Figure 3. IGL geometric intuition for MHALM. Token embeddings live on a manifold in high-dimensional space. Three independent encoders (\(\Psi_0, \Psi_1, \Psi_2\)) learn complementary coordinate charts — spherical (angular), Gabor (oscillatory), and Laplacian (proximity) — capturing different geometric aspects of the token manifold. The Stäckel separability constraint ensures coordinate axes remain independent.
The Five Kernel Heads

Each head takes encoder output (or raw input) and produces vocabulary logits through a different kernel family:

Spherical head. Encoder \(\Psi_0\) maps tokens to coordinates \(z_0\). A Nyström causal kernel with 256 landmarks approximates a large kernel matrix without materialising it — computing \(\Phi_0(z_0)\) as a low-rank factorisation. The readout \(W_0\) maps \(\Phi_0\) to logits. Unlike the other heads, the Spherical head doesn’t correspond to a single PDE operator — it approximates a causal token-to-token kernel using landmark positions, with a learnable Gegenbauer polynomial mixture. Gegenbauer polynomials \(C_n^{(\alpha)}\) are the natural basis for zonal functions on the sphere \(S^{d-1}\) — they generalise Legendre polynomials to arbitrary dimension and form an orthogonal basis for functions of the cosine angle between two vectors. Using a learned mixture of Gegenbauer polynomials lets the kernel express arbitrary angular similarity profiles beyond simple cosine similarity. Where Gabor and Laplacian operate in encoder coordinate space (anchor-to-token), the Spherical head operates in token-to-token space (position-to-position), making it structurally closer to attention.

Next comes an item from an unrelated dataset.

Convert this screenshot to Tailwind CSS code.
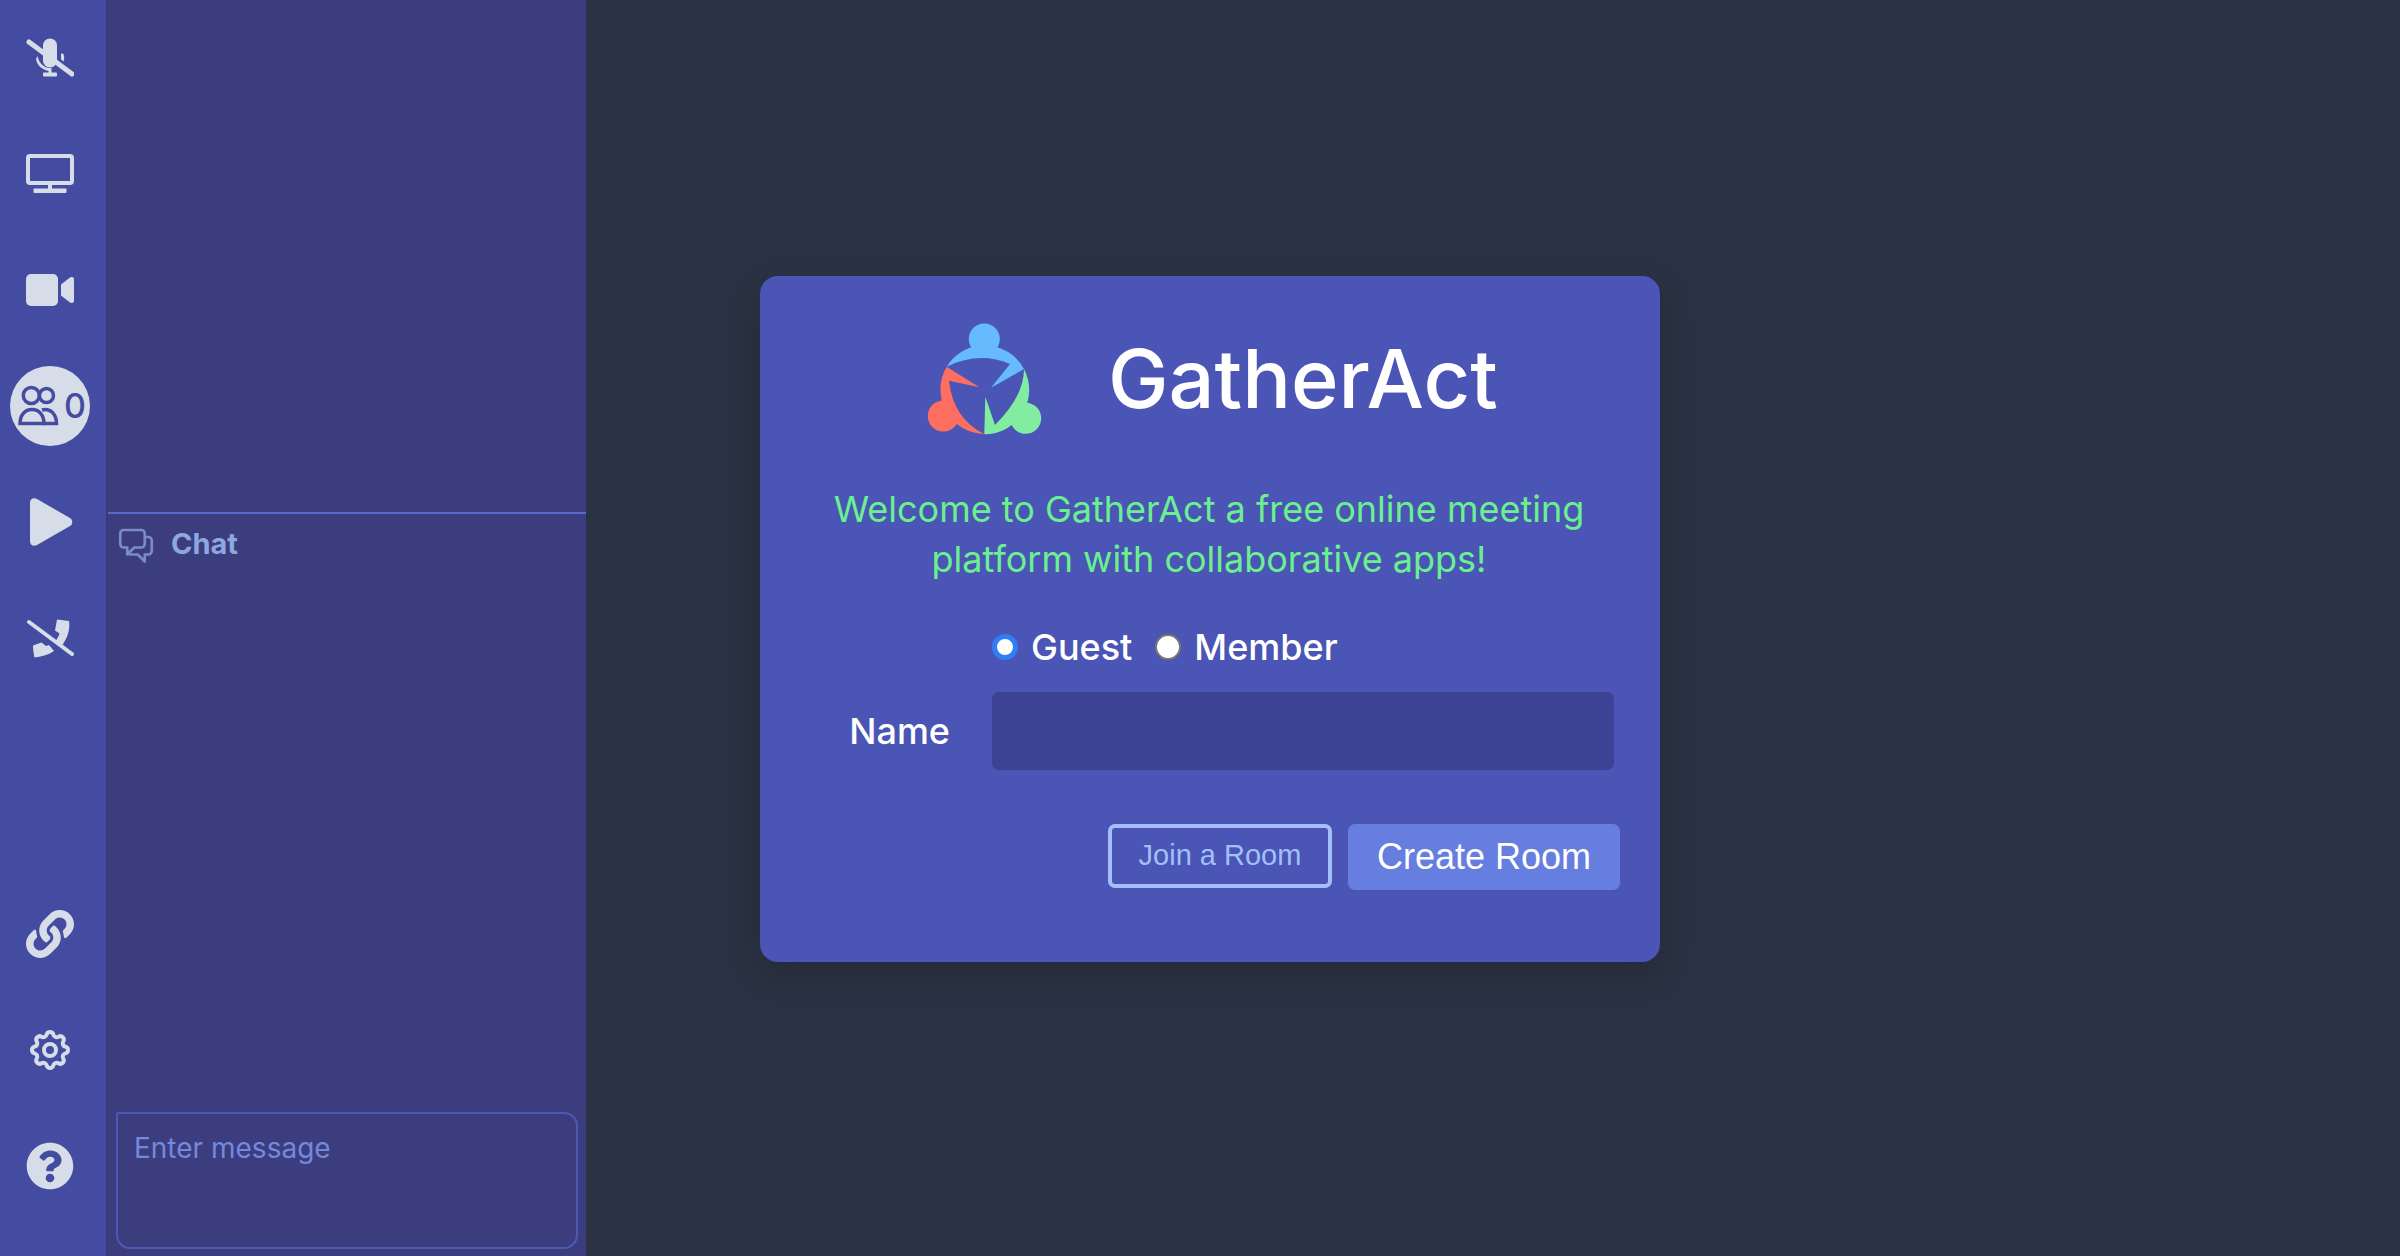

Gabor head. Encoder \(\Psi_1\) maps tokens to coordinates \(z_1\). A Gabor basis evaluates \(\Phi_1(z_1)\) against \(R=128\) learned anchors. In the IGL framework, this corresponds to the Helmholtz operator \(-\Delta + \kappa^2 I\) with Gaussian window: the Green’s function of the Helmholtz equation produces localised oscillatory responses — Gabor wavelets \(\phi(z) = \exp(-\|z-\mu\|^2 / 2\sigma^2) \cdot \cos(k^\top z + \varphi)\). Each basis function is a localised oscillation centred at an anchor point, capturing frequency-like patterns — features that are both localised in space and have a characteristic frequency. The readout \(W_1\) maps \(\Phi_1\) to logits.

Laplacian head. Encoder \(\Psi_2\) maps tokens to coordinates \(z_2\). An RBF mixture with \(R=128\) learned anchors evaluates \(\Phi_2(z_2)\). This corresponds to the negative Laplacian \(-\Delta\) — the heat kernel / Poisson equation. The Green’s function is a radial basis function: \(\phi(z) = \exp(-\|z-\mu\|^2 / 2\sigma^2)\). This is the original IGL basis, the most thoroughly validated family. It captures smooth, global proximity structure: tokens close in encoder space get similar kernel responses. The readout \(W_2\) maps \(\Phi_2\) to logits.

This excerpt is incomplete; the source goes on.